13) On the Other hand, Mr. Tejveer Singh appearing for the Revenue would submit that section 147 of the Income Tax Act is merely a procedural provision. Explanation 1 to section 147 of the it act would denote as to how mere production of documents or account books would not suffice. That does not mean that the Assessing Officer had a look at them and considered their contents. If the Assessee did not seek the reasons in time in this case and the officer has clearly opined as to how the income has escaped assessment for non disclosure of true and material facts, then, this is not a case for interference in Writ Jurisdiction. The view of the Revenue cannot be termed as perverse or vitiated by non application of mind or any error of law apparent on the face of the record. This Court must, therefore, allow the Revenue to take further steps in accordance with the notice and the reasons. The order recording objections and dealing with them should not be interfered with in the Writ Jurisdiction. The Petition be, therefore, dismissed.
14) With the assistance of both Counsel, we have perused the Writ Petition and all Annexures thereto. The impugned notice is dated 30 March, 2014. A copy of this notice is at Annexure ‘J’ at page 142 of the paper book. We have noted, on several occasions, that notices of this nature are issued in a standard format and often the officers merely fill in the blanks or tick mark whatever is applicable. We would highly appreciate if the department draws a notice not in this format, but something by which it would be clear in indicating to the Assessee as to why section 147 of the it act has been resorted to. The notice at page 142 reads as under:-
“NOTICE UNDER SECTION 148 OF THE INCOME TAX ACT, 1961
No. PN/DCIT Circle 1(2)/148/2013-14/
Office of the Dy. Commissioner of Income-Tax, Circle-1(2), PMT Building, 2 floor, Room No. 204, Swargate, Pune - 411 037 Date: 30.03.2014
To,
The Principal Officer,
Tata Business Support Services Limited,
Survey No. 15, Marisoft III, Kalyani Nagar, Marigold, Pune - 411 014.
PAN: AABCT9406B
Sir/Madam,
Where as I have reason to believe that income chargeable to tax for the assessment year 2007-08 has escaped assessment within the meaning of section 147 of the Income Tax Act, 1961.

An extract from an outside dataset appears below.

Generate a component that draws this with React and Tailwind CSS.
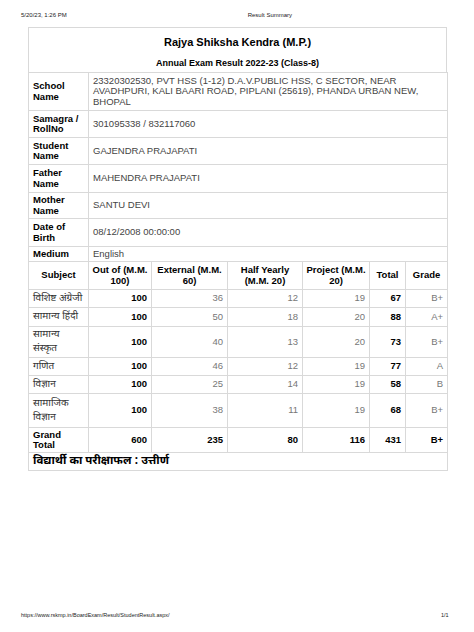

I, therefore, propose to assess/re-assess the income for the said A.Y 2007-08 re-compute/loss of the I.T Act, 1961 assessment year and I hereby require you to deliver to me within 30 days from the date of service of this notice, a return in the prescribed form of your income for the said assessment year.
(Vipul Waghmare) Dy. Commissioner of Income Tax Circle 1(2), Pune.”
15) Assuming that the reasons can be supplied, provided the Assessee demands the same, what is imperative is that they should be recorded. In the present case, on 9 January, 2015, the Petitioner/Assessee may have applied for supplying of the reasons for reopening of the assessment for the assessment year 2007-08. In the present case, it is undisputed that the assessment is sought to be reopened after six years of the assessment. At request, therefore, reasons were supplied and which indicate that the return of income for assessment year 2007-08 on 31 October, 2007, declaring loss of 13,13,16,597/- was taken up for scrutiny and the scrutiny assessment was completed on 14 December, 2009 accepting the loss. The notice therefore issued on 30 March, 2014 ought to conform with section 147 and what is provided in the first proviso. That enables reopening of the assessment after the expiry of four years, if the income chargeable to tax has escaped assessment for such assessment year by reason of the failure on the part of the Assessee to make a return under section 139 of the it act or in response to a notice issued under sub-section (1) of section 142 or section 148 or to disclose fully and truly all material facts necessary for his assessment, for that assessment year. We are not concerned with the other two provisos. For, they are not applicable here.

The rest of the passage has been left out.